To be sure, China has lots going for it. For the past 30 years, it's economy has been astounding, it's prolonged double-digit growth unprecedented. The country has made steady improvements and advancements in its military. And of course, China has embarked on a build-up of its military, especially regarding its power projection capabilities directed at Taiwan. China is an emerging hub for new technologies, especially green technologies. With several recent maritime disputes and diplomatic clashes with countries in East Asia, it's evident that China is becoming more assertive, and at times aggressive, in pursuing its interests in the region. Which is a clear sign that its leadership recognizes that the country possesses the power base to defend if not expand its interests.

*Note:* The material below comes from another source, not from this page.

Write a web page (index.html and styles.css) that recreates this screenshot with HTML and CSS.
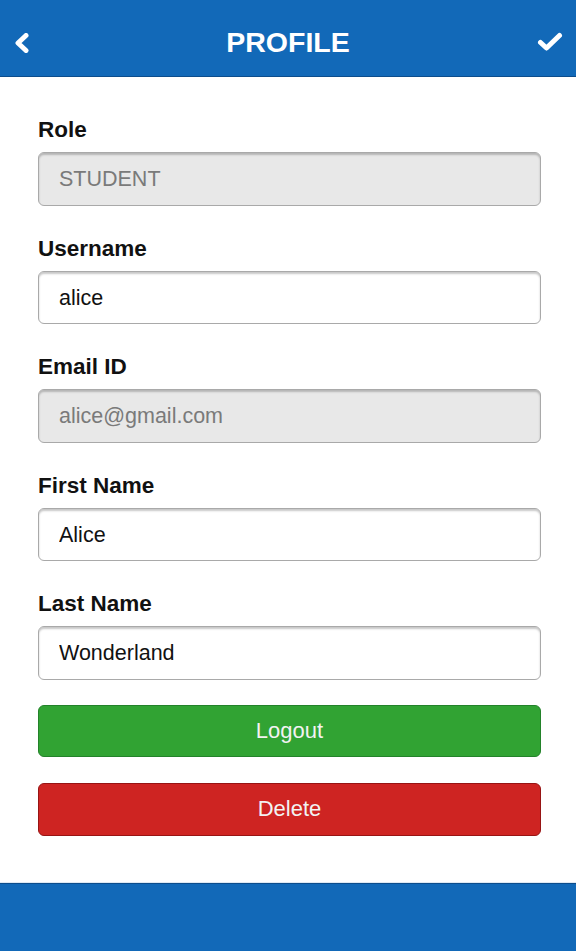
FILE: index.html
```html
<!DOCTYPE html>
<html lang="en">
<head>
<meta charset="utf-8">
<title>Profile</title>
<link rel="stylesheet" href="styles.css">
</head>
<body>
<div class="app">
  <header class="topbar">
    <button class="icon-btn back" aria-label="Back">
      <svg width="18" height="20" viewBox="0 0 18 20"><polyline points="13,2.5 5,10 13,17.5" fill="none" stroke="#fff" stroke-width="5" stroke-linejoin="round" stroke-linecap="round"/></svg>
    </button>
    <h1 class="title">PROFILE</h1>
    <button class="icon-btn save" aria-label="Save">
      <svg width="26" height="20" viewBox="0 0 26 20"><polyline points="3.5,10.5 9.5,16 22.5,3.5" fill="none" stroke="#fff" stroke-width="5" stroke-linejoin="round" stroke-linecap="round"/></svg>
    </button>
  </header>
  <main class="content">
    <div class="field">
      <label class="label">Role</label>
      <input class="input disabled" value="STUDENT" readonly>
    </div>
    <div class="field">
      <label class="label">Username</label>
      <input class="input" value="alice">
    </div>
    <div class="field">
      <label class="label">Email ID</label>
      <input class="input disabled" value="alice@gmail.com" readonly>
    </div>
    <div class="field">
      <label class="label">First Name</label>
      <input class="input" value="Alice">
    </div>
    <div class="field field-last">
      <label class="label">Last Name</label>
      <input class="input" value="Wonderland">
    </div>
    <div class="actions">
      <button class="btn btn-green">Logout</button>
      <button class="btn btn-red">Delete</button>
    </div>
  </main>
  <footer class="bottombar"></footer>
</div>
</body>
</html>
```

FILE: styles.css
```css
* { box-sizing: border-box; }
html, body { margin: 0; padding: 0; }
body {
  font-family: "Liberation Sans", Arial, Helvetica, sans-serif;
  background: #fff;
  color: #111;
}
.app {
  display: flex;
  flex-direction: column;
  height: 951px;
  width: 576px;
}
.topbar {
  height: 77px;
  flex: 0 0 77px;
  background: #1269b8;
  border-bottom: 1px solid #0c4d8c;
  display: flex;
  align-items: center;
  justify-content: space-between;
  padding: 9px 13px 0 13px;
}
.icon-btn {
  background: none;
  border: 0;
  padding: 0;
  margin: 0;
  width: 30px;
  height: 30px;
  display: flex;
  align-items: center;
  justify-content: center;
}
.back { justify-content: flex-start; }
.save { justify-content: flex-end; margin-top: -2px; }
.title {
  margin: 0;
  font-size: 28.5px;
  font-weight: bold;
  color: #fff;
}
.content {
  flex: 1;
  padding: 41px 35px 0 38px;
  display: flex;
  flex-direction: column;
}
.field {
  display: flex;
  flex-direction: column;
  margin-bottom: 31px;
}
.field.field-last { margin-bottom: 25px; }
.label {
  font-size: 22.5px;
  line-height: 24px;
  font-weight: bold;
  color: #111;
  margin-bottom: 10px;
}
.input {
  height: 53.5px;
  width: 100%;
  border: 1px solid #a9a9a9;
  border-radius: 6px;
  box-shadow: inset 0 2px 2px rgba(0,0,0,0.22);
  padding: 2px 20px 0;
  font-family: "Liberation Sans", Arial, Helvetica, sans-serif;
  font-size: 21.5px;
  color: #111;
  background: #fff;
  outline: none;
}
.input.disabled {
  background: #e8e8e8;
  color: #7a7a7a;
}
.actions {
  display: flex;
  flex-direction: column;
  gap: 26px;
}
.btn {
  height: 52.5px;
  width: 100%;
  border-radius: 6px;
  font-family: "Liberation Sans", Arial, Helvetica, sans-serif;
  font-size: 22px;
  color: #f2f2f2;
  padding: 0;
}
.btn-green {
  background: #31a333;
  border: 1px solid #23822a;
}
.btn-red {
  background: #ce2422;
  border: 1px solid #971414;
}
.bottombar {
  height: 68px;
  flex: 0 0 68px;
  background: #1269b8;
  border-top: 1px solid #0c4d8c;
  box-shadow: 0 -1px 0 #dfe9f3;
}
```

But all of that doesn't necessarily mean China will catch up and surpass the U.S. in the global power game. Here are a few concerns. China's economy could overheat. Its economy can't continue to grow at 10% for the foreseeable future, right? After all, it's an export-led market that depends on a healthy and vibrant U.S. and European economies, China's two largest markets, and both are struggling and expected to struggle for the next several years. Economists have long suspected that the unemployment rates in China are far higher than what Chinese bureaucrats routinely report to the world. Like America and Europe, China also has a debt problem. With the large number of future seniors, China likely has a upcoming workforce problem. Most of the world's most polluted cities, not surprisingly, are in China; attempts to remedy this, according to experts, could cause a 2-3% annual drag on the Chinese economy. The shift to urbanization, the impending move of hundreds of millions of people, won't be easy and could prove to be traumatic. China frequently experiences protests and demonstrations, some of which are violent. Any sharp negative changes in the Chinese economy or political system could exacerbate this situation, thereby eroding the political and social cohesion of China.

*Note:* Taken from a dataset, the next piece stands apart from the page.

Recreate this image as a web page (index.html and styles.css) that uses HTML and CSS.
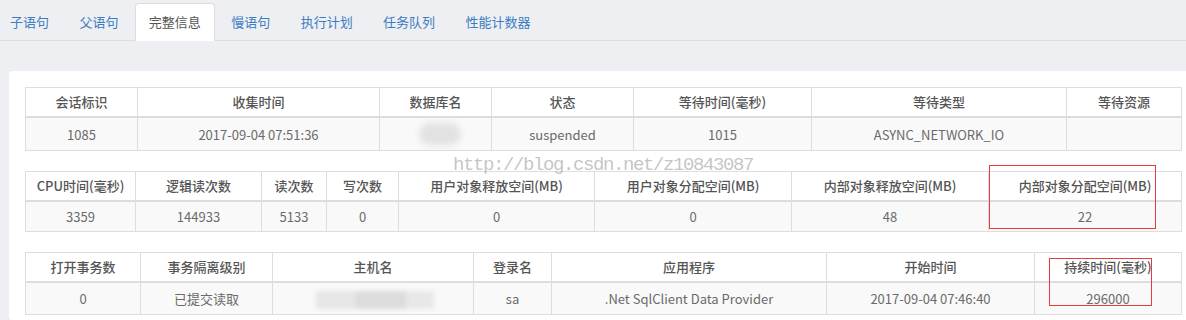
FILE: index.html
```html
<!DOCTYPE html>
<html lang="zh-CN">
<head>
<meta charset="utf-8">
<title>完整信息</title>
<link rel="stylesheet" href="styles.css">
</head>
<body>
<nav class="nav">
  <ul class="tabs">
    <li class="tab"><a>子语句</a></li>
    <li class="tab"><a>父语句</a></li>
    <li class="tab active"><a>完整信息</a></li>
    <li class="tab"><a>慢语句</a></li>
    <li class="tab"><a>执行计划</a></li>
    <li class="tab"><a>任务队列</a></li>
    <li class="tab"><a>性能计数器</a></li>
  </ul>
</nav>

<section class="panel">
  <table class="grid t1">
    <colgroup><col><col><col><col><col><col><col></colgroup>
    <thead>
      <tr><th>会话标识</th><th>收集时间</th><th>数据库名</th><th>状态</th><th>等待时间(毫秒)</th><th>等待类型</th><th>等待资源</th></tr>
    </thead>
    <tbody>
      <tr><td>1085</td><td>2017-09-04 07:51:36</td><td><span class="blur blur-db"></span></td><td>suspended</td><td>1015</td><td>ASYNC_NETWORK_IO</td><td></td></tr>
    </tbody>
  </table>

  <table class="grid t2">
    <colgroup><col><col><col><col><col><col><col><col></colgroup>
    <thead>
      <tr><th>CPU时间(毫秒)</th><th>逻辑读次数</th><th>读次数</th><th>写次数</th><th>用户对象释放空间(MB)</th><th>用户对象分配空间(MB)</th><th>内部对象释放空间(MB)</th><th>内部对象分配空间(MB)</th></tr>
    </thead>
    <tbody>
      <tr><td>3359</td><td>144933</td><td>5133</td><td>0</td><td>0</td><td>0</td><td>48</td><td>22</td></tr>
    </tbody>
  </table>

  <table class="grid t3">
    <colgroup><col><col><col><col><col><col><col></colgroup>
    <thead>
      <tr><th>打开事务数</th><th>事务隔离级别</th><th>主机名</th><th>登录名</th><th>应用程序</th><th>开始时间</th><th>持续时间(毫秒)</th></tr>
    </thead>
    <tbody>
      <tr><td>0</td><td>已提交读取</td><td><span class="blur blur-host"><i class="b1"></i><i class="b2"></i><i class="b3"></i></span></td><td>sa</td><td>.Net SqlClient Data Provider</td><td>2017-09-04 07:46:40</td><td>296000</td></tr>
    </tbody>
  </table>
</section>

<div class="watermark">http://blog.csdn.net/z10843087</div>
<div class="mark mark-1"></div>
<div class="mark mark-2"></div>
</body>
</html>
```

FILE: styles.css
```css
html, body {
  margin: 0;
  padding: 0;
}
body {
  position: relative;
  width: 1186px;
  height: 320px;
  overflow: hidden;
  background: #eeeff3;
  font-family: "Noto Sans CJK SC", "Liberation Sans", sans-serif;
  color: #555;
}

/* tabs */
.nav {
  padding-top: 3px;
}
.tabs {
  list-style: none;
  margin: 0;
  padding: 0;
  display: flex;
  border-bottom: 1px solid #dcdcdc;
}
.tab {
  margin-bottom: -1px;
  margin-right: 2.4px;
}
.tab:first-child {
  margin-left: -4px;
}
.tab a {
  display: block;
  padding: 9px 13px;
  line-height: 18px;
  font-size: 13px;
  color: #3b7dc1;
  border: 1px solid transparent;
  border-radius: 4px 4px 0 0;
}
.tab.active a {
  color: #555;
  background: #fff;
  border-color: #dcdcdc;
  border-bottom-color: transparent;
}

/* panel */
.panel {
  margin: 30px 0 0 9px;
  background: #fff;
  border-radius: 4px 0 0 4px;
  padding: 16px 5px 5px 16px;
}

.grid {
  width: 1156px;
  table-layout: fixed;
  border-collapse: collapse;
  margin-bottom: 20px;
  font-size: 13px;
}
.grid:last-child {
  margin-bottom: 0;
}
.grid th,
.grid td {
  border: 1px solid #dddddd;
  text-align: center;
  padding: 5px 4px;
  white-space: nowrap;
  overflow: hidden;
}
.grid th {
  line-height: 18px;
  font-weight: 500;
  color: #555;
  background: #fff;
  border-bottom-width: 2px;
}
.grid td {
  line-height: 19px;
  color: #6a6a6a;
  background: #f9f9f9;
}

.t1 col:nth-child(1) { width: 112px; }
.t1 col:nth-child(2) { width: 242px; }
.t1 col:nth-child(3) { width: 112px; }
.t1 col:nth-child(4) { width: 142px; }
.t1 col:nth-child(5) { width: 178px; }
.t1 col:nth-child(6) { width: 255px; }
.t1 col:nth-child(7) { width: 115px; }

.t2 col:nth-child(1) { width: 110px; }
.t2 col:nth-child(2) { width: 126px; }
.t2 col:nth-child(3) { width: 65px; }
.t2 col:nth-child(4) { width: 72px; }
.t2 col:nth-child(5) { width: 196px; }
.t2 col:nth-child(6) { width: 197px; }
.t2 col:nth-child(7) { width: 197px; }
.t2 col:nth-child(8) { width: 193px; }

.t3 col:nth-child(1) { width: 115px; }
.t3 col:nth-child(2) { width: 132px; }
.t3 col:nth-child(3) { width: 201px; }
.t3 col:nth-child(4) { width: 78px; }
.t3 col:nth-child(5) { width: 275px; }
.t3 col:nth-child(6) { width: 208px; }
.t3 col:nth-child(7) { width: 147px; }

/* blurred (redacted) values */
.blur {
  display: inline-block;
  vertical-align: middle;
  filter: blur(3px);
}
.blur-db {
  width: 42px;
  height: 22px;
  margin-left: 8px;
  border-radius: 11px;
  background: #e2e2e2;
}
.blur-host {
  display: inline-flex;
  height: 18px;
  margin-left: 4px;
  filter: blur(2px);
}
.blur-host i {
  display: block;
  height: 18px;
}
.blur-host .b1 { width: 40px; background: #e6e6e6; }
.blur-host .b2 { width: 50px; background: #dcdcdc; }
.blur-host .b3 { width: 28px; background: #e8e8e8; }

/* overlays */
.watermark {
  position: absolute;
  left: 453px;
  top: 156px;
  font-family: "Liberation Mono", monospace;
  font-size: 19px;
  line-height: 19px;
  letter-spacing: -1.4px;
  color: rgba(140, 140, 140, 0.5);
  white-space: nowrap;
  pointer-events: none;
}
.mark {
  position: absolute;
  box-sizing: border-box;
  border: 1px solid #e53c3c;
}
.mark-1 {
  left: 989px;
  top: 165px;
  width: 167px;
  height: 64px;
}
.mark-2 {
  left: 1049px;
  top: 258px;
  width: 103px;
  height: 48px;
}
```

And let's not forget about regional politics. China is situated in a region, broadly defined, that contains quite a few powerful countries. India, Russia, and Japan fall into this category. And there other countries in the region, those not quite at the same level as the big three, which are competent and capable and unafraid of standing up to China. Indonesia, South Korea, Australia, Vietnam, among others, fit this classification. A rising China runs the serious risk of triggering (perhaps both internal and external) balancing behavior by several, if not most, of the above Asian countries, for they will likely seek to prevent the possibility of being politically, militarily, and economically dominated by their more powerful neighbor. Such balancing might constrain China's ability to act locally, making sure it gets bogged down in regional politics/security affairs, and prevent it from having a sufficient global focus to challenge the U.S. for hegemony.

The purpose of listing these observations is to make the point that, while China is growing and may close the power gap on the U.S., it might not overtake America. We could witness a failed power transition. Remember, this is exactly what happened with the Soviet Union.

In the aftermath of the cold war, scholars tried to explain a series of events in which the Soviet Union imploded and parts of the old empire, including Russia proper, moved to thaw its heated relations with the U.S. and integrate themselves, to varying degrees, with the West. Initially, scholars embracing liberal and social constructivist schools of through got a head start on this endeavor. In their view, liberal institutions, and ideas and norms (like norms proscribing the acquisition and possession of colonies and large empires, as well as norms that banned great power wars) and progressive, open-minded thinkers like Mikhail Gorbachev were instrumental to opening up the Soviet Union and pushing it toward the West.

In response, by the late 1990s, another group of academics, those espousing so-called realist principles, attempted to explain what happened in the Soviet bloc in terms of material factors. And so scholars like Randall Schweller and William Wohlforth

The Soviet Union was bled dry and could no longer project power outside of its borders. As evidence, realists point out, among many other things, that overseeing and managing a large empire for a prolonged period of time was extraordinarily expensive; core-periphery relations were dysfunctional; politics in Moscow were rigid, unimaginative, and stale; the Soviet economy was badly mismanaged and rotting from the inside; its decade-long war in Afghanistan was costly. According to realists, Soviet officials could ignore realities only for so long before confronting the cold hard fact that the empire was an empty shell and they had to adjust to the changing circumstances under their feet.

Now, I'm not saying that China will go the way of the Soviet Union, that it won't reach power parity or superiority. It could, I'm not ruling it out. But we should not assume that China will reach these heights. Nothing is preordained. Much still must go right for the Chinese to climb the great power ladder. So let's keep this mind when we hear about the "certain" or "inevitable" rise of China.